▶ [Exercise material]:
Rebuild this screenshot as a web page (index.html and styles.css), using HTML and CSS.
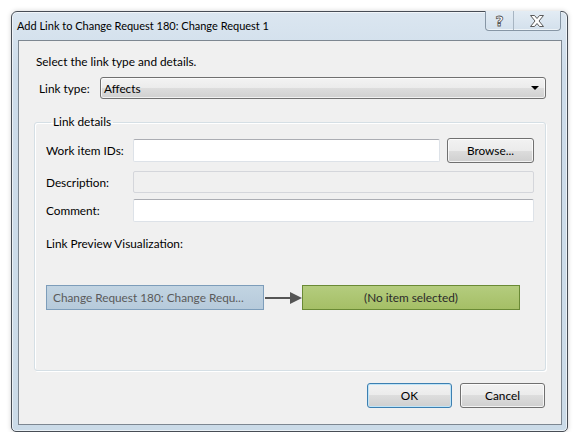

==

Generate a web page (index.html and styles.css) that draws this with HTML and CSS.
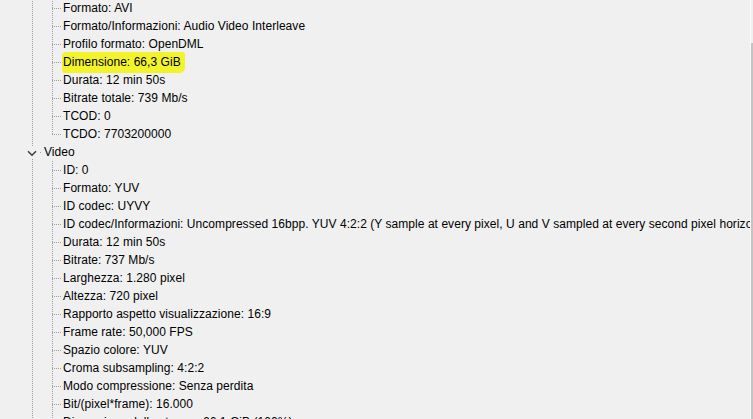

--

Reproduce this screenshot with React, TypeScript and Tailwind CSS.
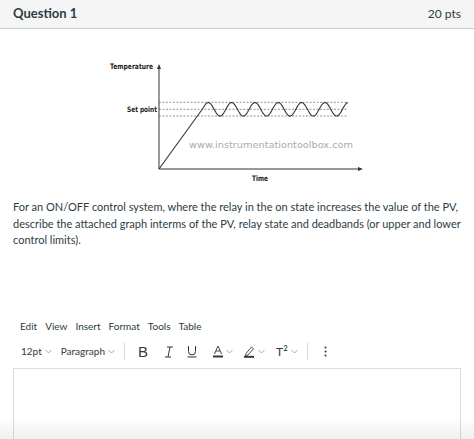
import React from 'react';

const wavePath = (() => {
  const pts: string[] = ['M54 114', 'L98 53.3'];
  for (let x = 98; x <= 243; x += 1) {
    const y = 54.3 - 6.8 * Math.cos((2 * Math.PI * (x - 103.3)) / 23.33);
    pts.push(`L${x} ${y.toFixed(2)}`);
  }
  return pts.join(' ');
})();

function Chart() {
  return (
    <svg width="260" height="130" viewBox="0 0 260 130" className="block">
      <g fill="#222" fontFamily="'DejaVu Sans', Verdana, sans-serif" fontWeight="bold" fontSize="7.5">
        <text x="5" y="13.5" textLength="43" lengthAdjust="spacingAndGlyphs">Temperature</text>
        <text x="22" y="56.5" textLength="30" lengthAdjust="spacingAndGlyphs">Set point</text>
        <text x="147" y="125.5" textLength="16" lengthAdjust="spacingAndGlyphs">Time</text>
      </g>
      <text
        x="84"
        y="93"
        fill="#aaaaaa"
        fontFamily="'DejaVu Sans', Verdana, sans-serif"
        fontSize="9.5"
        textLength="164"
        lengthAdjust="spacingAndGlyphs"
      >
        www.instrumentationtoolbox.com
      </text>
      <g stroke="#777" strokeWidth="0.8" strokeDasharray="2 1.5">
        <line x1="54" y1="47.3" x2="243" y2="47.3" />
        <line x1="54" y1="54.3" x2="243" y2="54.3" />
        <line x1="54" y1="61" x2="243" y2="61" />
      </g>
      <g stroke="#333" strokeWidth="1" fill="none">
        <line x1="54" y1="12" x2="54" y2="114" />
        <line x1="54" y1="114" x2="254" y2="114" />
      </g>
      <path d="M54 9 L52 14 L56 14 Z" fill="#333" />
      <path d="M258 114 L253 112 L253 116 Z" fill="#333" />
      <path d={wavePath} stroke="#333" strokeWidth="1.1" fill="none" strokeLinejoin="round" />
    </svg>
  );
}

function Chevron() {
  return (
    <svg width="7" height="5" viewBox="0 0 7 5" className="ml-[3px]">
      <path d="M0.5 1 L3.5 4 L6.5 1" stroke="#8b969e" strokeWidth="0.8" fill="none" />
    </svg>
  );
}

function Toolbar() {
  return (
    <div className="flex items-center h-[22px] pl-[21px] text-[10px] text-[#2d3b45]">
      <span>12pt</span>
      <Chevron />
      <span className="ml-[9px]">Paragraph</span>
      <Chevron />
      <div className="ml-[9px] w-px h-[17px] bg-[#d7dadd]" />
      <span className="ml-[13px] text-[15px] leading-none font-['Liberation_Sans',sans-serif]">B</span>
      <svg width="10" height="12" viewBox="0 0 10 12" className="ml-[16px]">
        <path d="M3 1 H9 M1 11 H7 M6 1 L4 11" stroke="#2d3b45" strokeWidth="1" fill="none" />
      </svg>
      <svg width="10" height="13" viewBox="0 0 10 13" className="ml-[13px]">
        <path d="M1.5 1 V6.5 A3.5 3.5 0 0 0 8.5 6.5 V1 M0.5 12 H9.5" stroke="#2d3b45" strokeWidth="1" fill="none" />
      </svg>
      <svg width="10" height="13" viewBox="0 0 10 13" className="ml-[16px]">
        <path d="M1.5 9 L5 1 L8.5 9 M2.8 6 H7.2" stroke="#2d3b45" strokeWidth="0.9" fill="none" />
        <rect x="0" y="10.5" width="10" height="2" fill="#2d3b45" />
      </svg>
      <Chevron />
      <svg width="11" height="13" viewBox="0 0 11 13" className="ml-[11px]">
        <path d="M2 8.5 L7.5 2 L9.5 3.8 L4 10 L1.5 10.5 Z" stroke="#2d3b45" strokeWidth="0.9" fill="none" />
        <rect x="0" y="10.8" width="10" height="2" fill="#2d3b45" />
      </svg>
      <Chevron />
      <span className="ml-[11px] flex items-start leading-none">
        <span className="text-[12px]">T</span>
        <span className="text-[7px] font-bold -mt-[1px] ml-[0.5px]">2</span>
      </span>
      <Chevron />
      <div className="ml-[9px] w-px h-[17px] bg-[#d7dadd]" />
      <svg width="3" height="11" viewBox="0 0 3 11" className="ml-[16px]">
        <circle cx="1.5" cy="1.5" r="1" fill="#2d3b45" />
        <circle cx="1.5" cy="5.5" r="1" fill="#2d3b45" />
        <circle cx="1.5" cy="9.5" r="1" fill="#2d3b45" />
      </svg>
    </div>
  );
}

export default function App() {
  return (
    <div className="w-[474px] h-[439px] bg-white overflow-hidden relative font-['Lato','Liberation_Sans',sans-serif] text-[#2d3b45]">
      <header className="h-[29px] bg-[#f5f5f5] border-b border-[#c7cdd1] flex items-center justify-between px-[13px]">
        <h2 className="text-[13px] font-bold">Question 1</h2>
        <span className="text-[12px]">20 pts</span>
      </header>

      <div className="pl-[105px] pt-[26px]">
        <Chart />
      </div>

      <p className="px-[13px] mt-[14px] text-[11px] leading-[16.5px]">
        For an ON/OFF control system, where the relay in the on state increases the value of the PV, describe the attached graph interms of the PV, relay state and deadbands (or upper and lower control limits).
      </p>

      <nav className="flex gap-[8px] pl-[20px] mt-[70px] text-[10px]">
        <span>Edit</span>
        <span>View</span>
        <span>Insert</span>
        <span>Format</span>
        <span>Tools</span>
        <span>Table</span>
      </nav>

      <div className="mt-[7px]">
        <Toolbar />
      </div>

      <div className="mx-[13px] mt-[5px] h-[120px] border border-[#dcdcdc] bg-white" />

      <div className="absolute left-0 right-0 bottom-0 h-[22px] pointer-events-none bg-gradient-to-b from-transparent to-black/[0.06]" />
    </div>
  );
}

▶ [Problem requirements]: Work out how many lines in the records above hold the string "styles", then give only that count.

▶ [Worked answer]: 2